After tea, when the weather was good, we played outside. The gardens were a warren of flowerbeds and hedges and fruit trees, a perfect place for hide and seek. When the rain forced us indoors, the house was almost as full of possibilities as the gardens, but I didn’t like to be alone there. I was certain that the ghosts of my ancestors were watching me as I ran down those halls, their halls. I still remember one of the most frightening moments of my life, a cousin locking me in the upstairs drawing-room with the lights off. I felt a terror I haven’t felt since, even on the rockiest of flights or nearest of highway misses.

The house was sold when I was twelve. I was too young to realize what we were losing, but by the time I’d finished college and moved to New York in 2001, I had become obsessed with Irish “big house” novels: Elizabeth Bowen’s The Last September and JG Farrell’s Troubles in particular (both tell of the decline of the loathed Anglo-Irish, the English invaders from whom my family were descended). But I loved any novel that focused on a special house- Waugh’s Brideshead Revisited, Forster’s Howard’s End, Ishiguro’s The Remains of the Day– or that had simply been imbued with specialness by its inhabitants, like the seaside cottage in which the Ramsays vacation in To The Lighthouse.

These books worked on two levels for me. I was coming to terms as an adult with the loss of a house that had been a member of my family, perhaps the most important member because it had outlived us all. In turn, the houses in the novels I loved were as much characters as the characters themselves.

I was also taking refuge. New York was hot, loud, and confusing and, two weeks after I arrived, the victim of a horrifying terrorist attack. When I had to come up with a thesis project for my MFA, what came most naturally was a book based on my childhood, but with a contemporary twist: a thoroughly modern Dublin woman marries a man from a big house and brings all her class awareness with her. And when they can no longer afford to keep the estate going, it becomes a tourist attraction, allowing the descendants of the very people from whom the land was stolen to visit and roam the estate at will.

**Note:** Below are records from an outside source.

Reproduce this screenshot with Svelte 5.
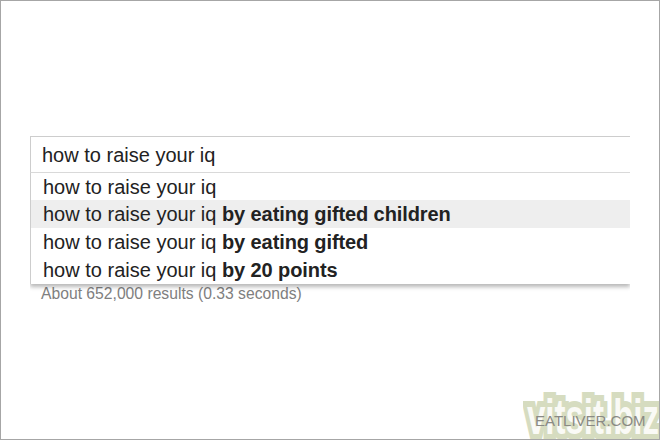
<script lang="ts">
	const query = 'how to raise your iq';
	const suggestions = [
		{ rest: '', active: false },
		{ rest: 'by eating gifted children', active: true },
		{ rest: 'by eating gifted', active: false },
		{ rest: 'by 20 points', active: false }
	];
</script>

<div class="frame">
	<div class="search">
		<div class="input">{query}</div>
		<ul class="list">
			{#each suggestions as s}
				<li class:active={s.active}>{query}{#if s.rest}&nbsp;<b>{s.rest}</b>{/if}</li>
			{/each}
		</ul>
		<div class="stats">About 652,000 results (0.33 seconds)</div>
	</div>
	<div class="mark">vitsit.biz</div>
	<div class="credit">EATLIVER.COM</div>
</div>

<style>
	:global(body) {
		margin: 0;
		background: #fff;
	}
	.frame {
		position: relative;
		box-sizing: border-box;
		width: 660px;
		height: 440px;
		overflow: hidden;
		border: 1px solid #a6a6a6;
		padding: 135px 29px 0 29px;
		font-family: 'Liberation Sans', Arial, sans-serif;
		color: #222;
	}
	.search {
		width: 600px;
	}
	.input {
		box-sizing: border-box;
		height: 37px;
		border: 1px solid #cdcdcd;
		border-right: 0;
		border-bottom: 1px solid #d9d9d9;
		padding-left: 11px;
		font-size: 20px;
		line-height: 37px;
	}
	.list {
		list-style: none;
		margin: 0;
		padding: 0;
		border-left: 1px solid #cdcdcd;
		box-shadow: 0 3px 4px rgba(0, 0, 0, 0.28);
		clip-path: inset(0 0 -10px 0);
		position: relative;
	}
	li {
		height: 28px;
		line-height: 28px;
		padding-left: 12px;
		font-size: 20px;
		white-space: nowrap;
	}
	li:first-child {
		height: 27px;
	}
	li.active {
		background: #eeeeee;
	}
	b {
		font-weight: 700;
		letter-spacing: -0.1px;
	}
	.stats {
		padding-left: 11px;
		margin-top: 1px;
		font-size: 15.7px;
		line-height: 18px;
		color: #808080;
	}
	.mark {
		position: absolute;
		left: 526px;
		top: 386px;
		font-weight: 700;
		font-size: 50px;
		line-height: 60px;
		color: #fafaf6;
		-webkit-text-stroke: 12px #d6dcc0;
		paint-order: stroke fill;
		white-space: nowrap;
		transform: scaleX(0.66);
		transform-origin: left center;
	}
	.credit {
		position: absolute;
		left: 534px;
		top: 411px;
		font-size: 15px;
		line-height: 18px;
		color: #8a8a84;
		white-space: nowrap;
	}
</style>
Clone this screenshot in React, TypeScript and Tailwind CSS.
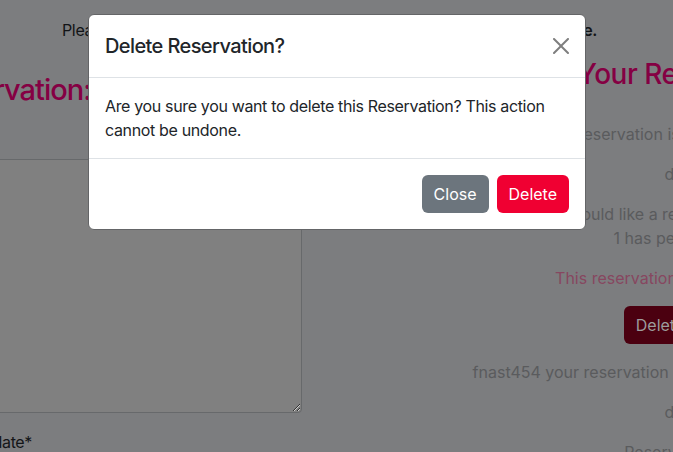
export default function App() {
  return (
    <div
      className="relative w-[673px] h-[452px] overflow-hidden bg-[#7c7d7f] text-[16px] leading-6 tracking-[-0.35px]"
      style={{ fontFamily: "Inter, 'Liberation Sans', sans-serif" }}
    >
      {/* Page intro line */}
      <div className="pt-[18px]">
        <p className="ml-[62px] w-[535px] flex justify-between whitespace-nowrap text-[#121416]">
          <span>Please fill in the form below to request</span>
          <span className="font-semibold">a time.</span>
        </p>
      </div>

      <div className="flex">
        {/* Left column: reservation form */}
        <div className="w-[301px] shrink-0">
          <div className="mt-[29px] flex justify-end w-[91px]">
            <h2 className="whitespace-nowrap text-[29px] leading-[38px] font-medium tracking-[-1px] text-[#850043]">
              Make a Reservation:
            </h2>
          </div>
          <textarea
            className="block mt-[50px] -ml-4 w-[318px] h-[254px] bg-[#808080] border border-[#67696b] rounded-[4px] outline-none"
            defaultValue=""
          />
          <div className="mt-[17px] flex justify-end w-[32px]">
            <label className="whitespace-nowrap text-[#141618]">End date*</label>
          </div>
        </div>

        {/* Right column: existing reservations */}
        <div className="w-[812px] shrink-0 text-center tracking-normal text-[#5a5b5d]">
          <h2 className="mt-[13px] mb-[29px] pr-[24px] text-[28px] leading-[38px] font-medium tracking-[-0.5px] text-[#850043]">
            Your Reservations
          </h2>
          <p className="mb-4">fnast454 your reservation is from 2023-04-12 until 2023-04-14</p>
          <p className="mb-4">description</p>
          <p className="mb-4">
            If you would like a reservation, please note: room
            <br />1 has pending approvals.
          </p>
          <p className="mb-4 text-[#874760]">This reservation is awaiting an approval.</p>
          <button className="mb-4 h-[38px] px-3 rounded-[6px] bg-[#4b0010] text-[#9c9c9c]">
            Delete Reservation
          </button>
          <p className="mb-4">fnast454 your reservation is from 2023-05-02 to 2023-05-03</p>
          <p className="mb-4">description</p>
          <p className="mb-4">Reservation approved</p>
        </div>
      </div>

      {/* Confirmation modal */}
      <div className="absolute left-[88px] top-[14px] w-[498px] bg-white rounded-[6px] border border-[#646567] text-[#212529]">
        <div className="flex items-center justify-between p-4 border-b border-[#dee2e6]">
          <h5 className="text-[20px] leading-[30px] font-medium tracking-[-0.6px]">Delete Reservation?</h5>
          <button className="w-4 h-4 opacity-50" aria-label="Close">
            <svg viewBox="0 0 16 16" className="w-4 h-4" fill="#000">
              <path d="M.293.293a1 1 0 0 1 1.414 0L8 6.586 14.293.293a1 1 0 1 1 1.414 1.414L9.414 8l6.293 6.293a1 1 0 0 1-1.414 1.414L8 9.414l-6.293 6.293a1 1 0 0 1-1.414-1.414L6.586 8 .293 1.707a1 1 0 0 1 0-1.414z" />
            </svg>
          </button>
        </div>
        <div className="p-4">
          Are you sure you want to delete this Reservation? This action cannot be undone.
        </div>
        <div className="flex justify-end p-3 border-t border-[#dee2e6] tracking-normal">
          <button className="m-1 h-[38px] px-3 rounded-[6px] bg-[#6c757d] text-white">Close</button>
          <button className="m-1 h-[38px] px-3 rounded-[6px] bg-[#f00032] text-white">Delete</button>
        </div>
      </div>
    </div>
  );
}
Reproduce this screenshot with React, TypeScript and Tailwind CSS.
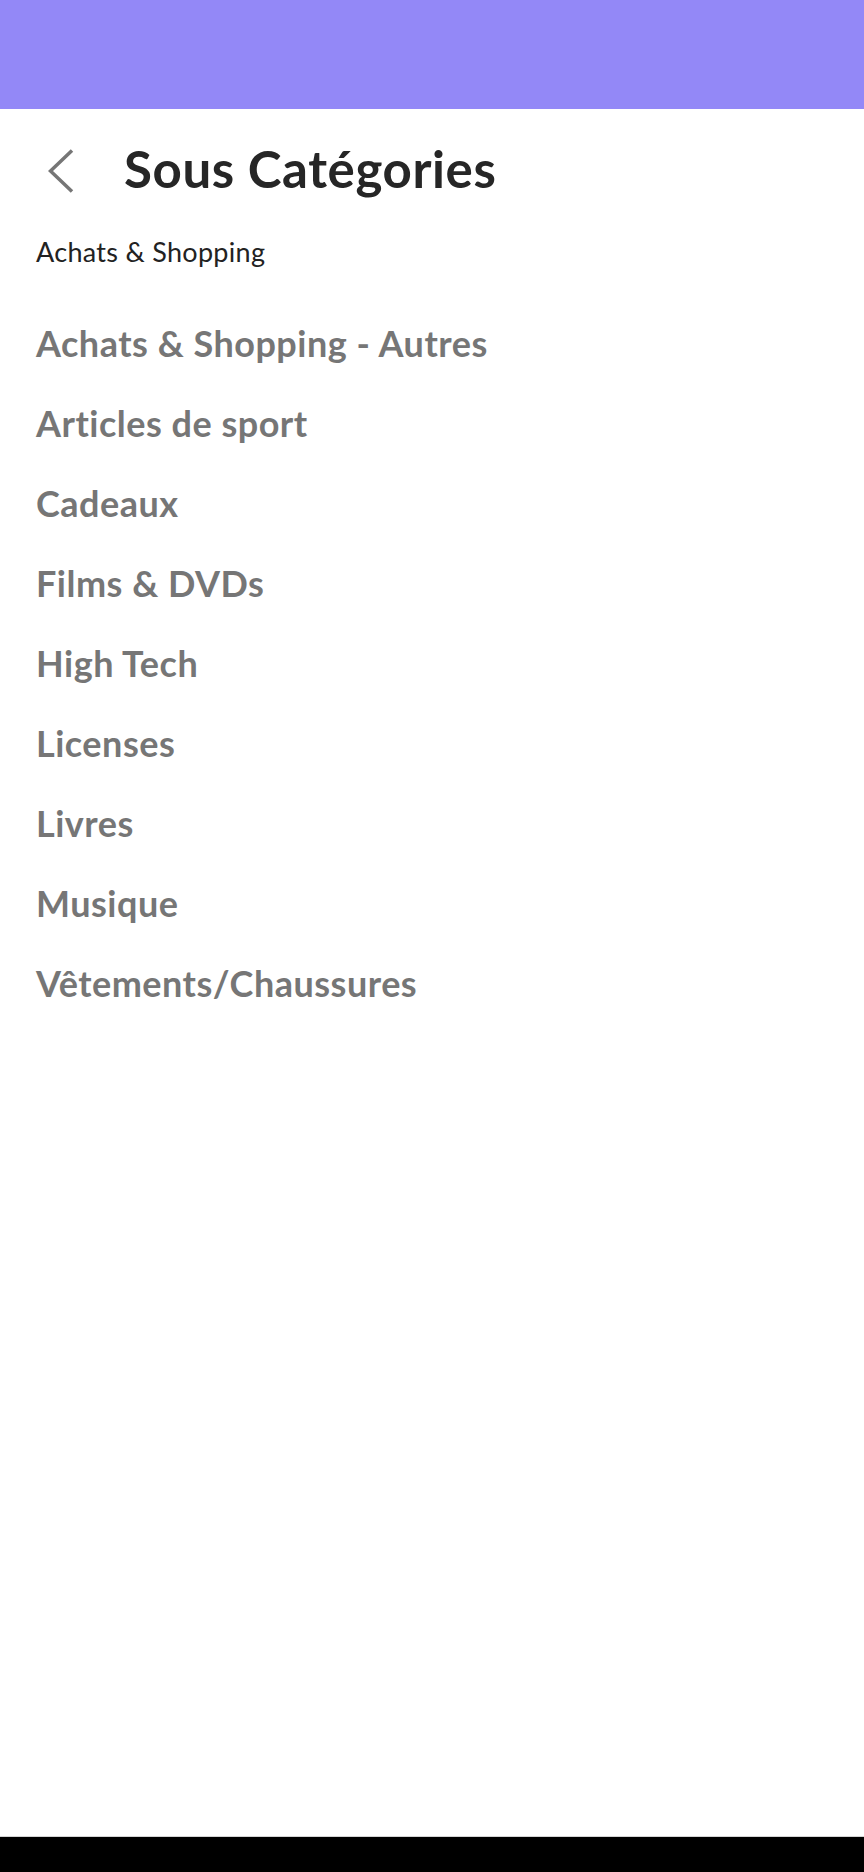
import React from "react";

const subCategories = [
  "Achats & Shopping - Autres",
  "Articles de sport",
  "Cadeaux",
  "Films & DVDs",
  "High Tech",
  "Licenses",
  "Livres",
  "Musique",
  "Vêtements/Chaussures",
];

function BackChevron() {
  return (
    <svg width="26" height="44" viewBox="0 0 26 44" fill="none" className="shrink-0">
      <polyline
        points="24,1.5 2.5,22 24,42.5"
        stroke="#767676"
        strokeWidth="3.5"
        strokeLinecap="butt"
        strokeLinejoin="miter"
      />
    </svg>
  );
}

export default function App() {
  return (
    <div
      className="flex h-[1872px] w-full flex-col bg-white"
      style={{ fontFamily: "Lato, 'Noto Sans', sans-serif" }}
    >
      {/* Status bar / top band */}
      <div className="h-[109px] w-full bg-[#9388f7]" />

      <div className="flex-1 px-[36px]">
        {/* Title row */}
        <div className="flex items-start pt-[35px]">
          <button className="ml-[12px] mt-[5px]">
            <BackChevron />
          </button>
          <h1 className="ml-[50px] text-[51px] font-bold leading-[50px] tracking-[0.6px] text-[#262626]">
            Sous Catégories
          </h1>
        </div>

        <p className="mt-[44px] text-[27px] leading-[27px] tracking-[0.3px] text-[#222222]">
          Achats &amp; Shopping
        </p>

        <ul className="mt-[38px]">
          {subCategories.map((name, index) => (
            <li
              key={index}
              className="text-[36px] font-bold leading-[80px] tracking-[0.5px] text-[#767676]"
            >
              {name}
            </li>
          ))}
        </ul>
      </div>

      {/* Bottom navigation bar */}
      <div className="h-[36px] w-full border-t border-[#d4d4d4] bg-black" />
    </div>
  );
}
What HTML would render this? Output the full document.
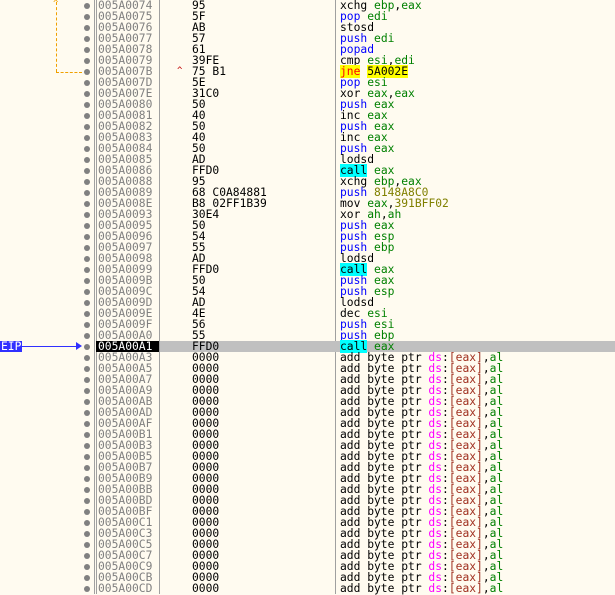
<!DOCTYPE html>
<html><head><style>
body{margin:0;width:615px;height:594px;overflow:hidden;background:#fffbf0;font-family:"DejaVu Sans Mono","Liberation Mono",monospace;font-size:11.3px;position:relative}
.r{position:relative;height:11px;line-height:11px;white-space:pre}
.r i{position:absolute;left:84px;top:3px;width:6px;height:6px;border-radius:50%;background:#808080}
.a{position:absolute;left:98px;color:#808080}
.b{position:absolute;left:192px;color:#000}
.d{position:absolute;left:340px;color:#000}
.p{color:#0000ff}.g{color:#008000}.o{color:#808000}.k{color:#ff00ff}.x{color:#a03020}
.c{background:#00ffff}
.e{background:#ffff00;color:#ff0000}.y{background:#ffff00}
.v{position:absolute;top:0;height:594px;width:1px;background:#a0a0a0}
</style></head><body>
<div class="v" style="left:94px"></div><div class="v" style="left:96px"></div><div class="v" style="left:159px"></div><div class="v" style="left:335px"></div>
<div style="position:absolute;left:56px;top:2px;height:70px;border-left:1px dashed #f0a000"></div>
<div style="position:absolute;left:56px;top:72px;width:26px;border-top:1px dashed #f0a000"></div>
<div style="position:absolute;left:53px;top:0;color:#f0a000;font-size:9px;line-height:8px">^</div>
<div class="r"><i></i><span class="a">005A0074</span><span class="b">95</span><span class="d">xchg <span class="g">ebp</span>,<span class="g">eax</span></span></div>
<div class="r"><i></i><span class="a">005A0075</span><span class="b">5F</span><span class="d"><span class="p">pop</span> <span class="g">edi</span></span></div>
<div class="r"><i></i><span class="a">005A0076</span><span class="b">AB</span><span class="d">stosd</span></div>
<div class="r"><i></i><span class="a">005A0077</span><span class="b">57</span><span class="d"><span class="p">push</span> <span class="g">edi</span></span></div>
<div class="r"><i></i><span class="a">005A0078</span><span class="b">61</span><span class="d"><span class="p">popad</span></span></div>
<div class="r"><i></i><span class="a">005A0079</span><span class="b">39FE</span><span class="d">cmp <span class="g">esi</span>,<span class="g">edi</span></span></div>
<div class="r"><i></i><span class="a">005A007B</span><span style="position:absolute;left:177px;color:#c00000;font-size:9px">^</span><span class="b">75 B1</span><span class="d"><span class="e">jne</span> <span class="y">5A002E</span></span></div>
<div class="r"><i></i><span class="a">005A007D</span><span class="b">5E</span><span class="d"><span class="p">pop</span> <span class="g">esi</span></span></div>
<div class="r"><i></i><span class="a">005A007E</span><span class="b">31C0</span><span class="d">xor <span class="g">eax</span>,<span class="g">eax</span></span></div>
<div class="r"><i></i><span class="a">005A0080</span><span class="b">50</span><span class="d"><span class="p">push</span> <span class="g">eax</span></span></div>
<div class="r"><i></i><span class="a">005A0081</span><span class="b">40</span><span class="d">inc <span class="g">eax</span></span></div>
<div class="r"><i></i><span class="a">005A0082</span><span class="b">50</span><span class="d"><span class="p">push</span> <span class="g">eax</span></span></div>
<div class="r"><i></i><span class="a">005A0083</span><span class="b">40</span><span class="d">inc <span class="g">eax</span></span></div>
<div class="r"><i></i><span class="a">005A0084</span><span class="b">50</span><span class="d"><span class="p">push</span> <span class="g">eax</span></span></div>
<div class="r"><i></i><span class="a">005A0085</span><span class="b">AD</span><span class="d">lodsd</span></div>
<div class="r"><i></i><span class="a">005A0086</span><span class="b">FFD0</span><span class="d"><span class="c">call</span> <span class="g">eax</span></span></div>
<div class="r"><i></i><span class="a">005A0088</span><span class="b">95</span><span class="d">xchg <span class="g">ebp</span>,<span class="g">eax</span></span></div>
<div class="r"><i></i><span class="a">005A0089</span><span class="b">68 C0A84881</span><span class="d"><span class="p">push</span> <span class="o">8148A8C0</span></span></div>
<div class="r"><i></i><span class="a">005A008E</span><span class="b">B8 02FF1B39</span><span class="d">mov <span class="g">eax</span>,<span class="o">391BFF02</span></span></div>
<div class="r"><i></i><span class="a">005A0093</span><span class="b">30E4</span><span class="d">xor <span class="g">ah</span>,<span class="g">ah</span></span></div>
<div class="r"><i></i><span class="a">005A0095</span><span class="b">50</span><span class="d"><span class="p">push</span> <span class="g">eax</span></span></div>
<div class="r"><i></i><span class="a">005A0096</span><span class="b">54</span><span class="d"><span class="p">push</span> <span class="g">esp</span></span></div>
<div class="r"><i></i><span class="a">005A0097</span><span class="b">55</span><span class="d"><span class="p">push</span> <span class="g">ebp</span></span></div>
<div class="r"><i></i><span class="a">005A0098</span><span class="b">AD</span><span class="d">lodsd</span></div>
<div class="r"><i></i><span class="a">005A0099</span><span class="b">FFD0</span><span class="d"><span class="c">call</span> <span class="g">eax</span></span></div>
<div class="r"><i></i><span class="a">005A009B</span><span class="b">50</span><span class="d"><span class="p">push</span> <span class="g">eax</span></span></div>
<div class="r"><i></i><span class="a">005A009C</span><span class="b">54</span><span class="d"><span class="p">push</span> <span class="g">esp</span></span></div>
<div class="r"><i></i><span class="a">005A009D</span><span class="b">AD</span><span class="d">lodsd</span></div>
<div class="r"><i></i><span class="a">005A009E</span><span class="b">4E</span><span class="d">dec <span class="g">esi</span></span></div>
<div class="r"><i></i><span class="a">005A009F</span><span class="b">56</span><span class="d"><span class="p">push</span> <span class="g">esi</span></span></div>
<div class="r"><i></i><span class="a">005A00A0</span><span class="b">55</span><span class="d"><span class="p">push</span> <span class="g">ebp</span></span></div>
<div class="r"><div style="position:absolute;left:160px;right:0;top:0;height:11px;background:#c0c0c0"></div><div style="position:absolute;left:0;top:0;height:11px;background:#3030ff;color:#fff;padding:0 1px">EIP</div><div style="position:absolute;left:22px;top:5px;width:58px;height:1px;background:#3030ff"></div><div style="position:absolute;left:76px;top:1px;width:0;height:0;border-left:6px solid #3030ff;border-top:4px solid transparent;border-bottom:4px solid transparent"></div><i></i><span class="a" style="background:#000;color:#fff;left:96px;padding-left:2px;width:61px">005A00A1</span><span class="b">FFD0</span><span class="d"><span class="c">call</span> <span class="g">eax</span></span></div>
<div class="r"><i></i><span class="a">005A00A3</span><span class="b">0000</span><span class="d">add byte ptr <span class="k">ds</span>:<span class="x">[eax]</span>,<span class="g">al</span></span></div>
<div class="r"><i></i><span class="a">005A00A5</span><span class="b">0000</span><span class="d">add byte ptr <span class="k">ds</span>:<span class="x">[eax]</span>,<span class="g">al</span></span></div>
<div class="r"><i></i><span class="a">005A00A7</span><span class="b">0000</span><span class="d">add byte ptr <span class="k">ds</span>:<span class="x">[eax]</span>,<span class="g">al</span></span></div>
<div class="r"><i></i><span class="a">005A00A9</span><span class="b">0000</span><span class="d">add byte ptr <span class="k">ds</span>:<span class="x">[eax]</span>,<span class="g">al</span></span></div>
<div class="r"><i></i><span class="a">005A00AB</span><span class="b">0000</span><span class="d">add byte ptr <span class="k">ds</span>:<span class="x">[eax]</span>,<span class="g">al</span></span></div>
<div class="r"><i></i><span class="a">005A00AD</span><span class="b">0000</span><span class="d">add byte ptr <span class="k">ds</span>:<span class="x">[eax]</span>,<span class="g">al</span></span></div>
<div class="r"><i></i><span class="a">005A00AF</span><span class="b">0000</span><span class="d">add byte ptr <span class="k">ds</span>:<span class="x">[eax]</span>,<span class="g">al</span></span></div>
<div class="r"><i></i><span class="a">005A00B1</span><span class="b">0000</span><span class="d">add byte ptr <span class="k">ds</span>:<span class="x">[eax]</span>,<span class="g">al</span></span></div>
<div class="r"><i></i><span class="a">005A00B3</span><span class="b">0000</span><span class="d">add byte ptr <span class="k">ds</span>:<span class="x">[eax]</span>,<span class="g">al</span></span></div>
<div class="r"><i></i><span class="a">005A00B5</span><span class="b">0000</span><span class="d">add byte ptr <span class="k">ds</span>:<span class="x">[eax]</span>,<span class="g">al</span></span></div>
<div class="r"><i></i><span class="a">005A00B7</span><span class="b">0000</span><span class="d">add byte ptr <span class="k">ds</span>:<span class="x">[eax]</span>,<span class="g">al</span></span></div>
<div class="r"><i></i><span class="a">005A00B9</span><span class="b">0000</span><span class="d">add byte ptr <span class="k">ds</span>:<span class="x">[eax]</span>,<span class="g">al</span></span></div>
<div class="r"><i></i><span class="a">005A00BB</span><span class="b">0000</span><span class="d">add byte ptr <span class="k">ds</span>:<span class="x">[eax]</span>,<span class="g">al</span></span></div>
<div class="r"><i></i><span class="a">005A00BD</span><span class="b">0000</span><span class="d">add byte ptr <span class="k">ds</span>:<span class="x">[eax]</span>,<span class="g">al</span></span></div>
<div class="r"><i></i><span class="a">005A00BF</span><span class="b">0000</span><span class="d">add byte ptr <span class="k">ds</span>:<span class="x">[eax]</span>,<span class="g">al</span></span></div>
<div class="r"><i></i><span class="a">005A00C1</span><span class="b">0000</span><span class="d">add byte ptr <span class="k">ds</span>:<span class="x">[eax]</span>,<span class="g">al</span></span></div>
<div class="r"><i></i><span class="a">005A00C3</span><span class="b">0000</span><span class="d">add byte ptr <span class="k">ds</span>:<span class="x">[eax]</span>,<span class="g">al</span></span></div>
<div class="r"><i></i><span class="a">005A00C5</span><span class="b">0000</span><span class="d">add byte ptr <span class="k">ds</span>:<span class="x">[eax]</span>,<span class="g">al</span></span></div>
<div class="r"><i></i><span class="a">005A00C7</span><span class="b">0000</span><span class="d">add byte ptr <span class="k">ds</span>:<span class="x">[eax]</span>,<span class="g">al</span></span></div>
<div class="r"><i></i><span class="a">005A00C9</span><span class="b">0000</span><span class="d">add byte ptr <span class="k">ds</span>:<span class="x">[eax]</span>,<span class="g">al</span></span></div>
<div class="r"><i></i><span class="a">005A00CB</span><span class="b">0000</span><span class="d">add byte ptr <span class="k">ds</span>:<span class="x">[eax]</span>,<span class="g">al</span></span></div>
<div class="r"><i></i><span class="a">005A00CD</span><span class="b">0000</span><span class="d">add byte ptr <span class="k">ds</span>:<span class="x">[eax]</span>,<span class="g">al</span></span></div>
</body></html>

Some of the traditional great house novels have fallen out of fashion: a dog-eared copy of Daphne Du Maurier’s Rebecca that I picked up in a used bookstore in California a couple of weeks ago is a good example. I had never read the book, though when I took the boat to Mandalay in central Burma last year, almost everyone I told about my trip quoted- wrongly- the opening line: “Last night I dreamt I went to Mandalay again” (in fact, the house in Rebecca is called “Manderley”). But it shows how much this novel has entered our collective literary consciousness. Rebecca is famous for its spooky plot, narrated by the second Mrs. de Winter, who spends the novel asking what really happened to her predecessor. But for me the star attraction was Manderley, which plays such an important role in the novel that it could as easily have been named after the house: “… there it was, the Manderley I had expected…A thing of grace and beauty, exquisite and faultless, lovelier even than I had ever dreamed, built in its hollow of smooth grassland and mossy lawns, the terraces sloping to the gardens and the gardens to the sea.” Though the plot kept me turning the pages and begging my husband not to turn out the light just yet, it was Manderley that interested me most, it was Manderley I wanted to explore.

It is in part the portrayal of the haves and have-nots that has made these novels less fashionable than they once were; our 21st Century sensibility bristles at the social inequality they represent. Even if most of the families get their comeuppance by the end, their leisured lives are only possible because a multitude of servants scurry about to make them so. Often the servants live relatively miserable existences, with little time off and no home of their own; they are invisible, which is the most telling commentary of all. Mrs. Danvers, Manderley’s housekeeper, is a rare exception. She has power, and when she loses it, she takes her revenge. More often, the servants are portrayed as desperately-loyal lifers, like Stevens, the butler in The Remains of the Day.

But the attraction of these novels is partly because the rhythms of life in great houses are so very different from the rhythms of our own: The characters linger over breakfast, they take long walks in the gardens, they stop for lunch, they stop again for afternoon tea, they talk to each other without constantly checking their iPhones. There is no commute, there is no email, Twitter, Instagram or Facebook, no TV, no noise. They dress for dinner- and in a time where many of us are in our sweats by that point in the evening, who wouldn’t admire that kind of glamor? Just as when I was a little girl, pulling my great-grandmother’s clothes out of the chest of drawers in the hall, careful not to rip the delicate lace, when I put an Ostrich plume in my hair, lifted my skirts, and admired myself in the mirror, these books allow us to try on the past to see how it looked.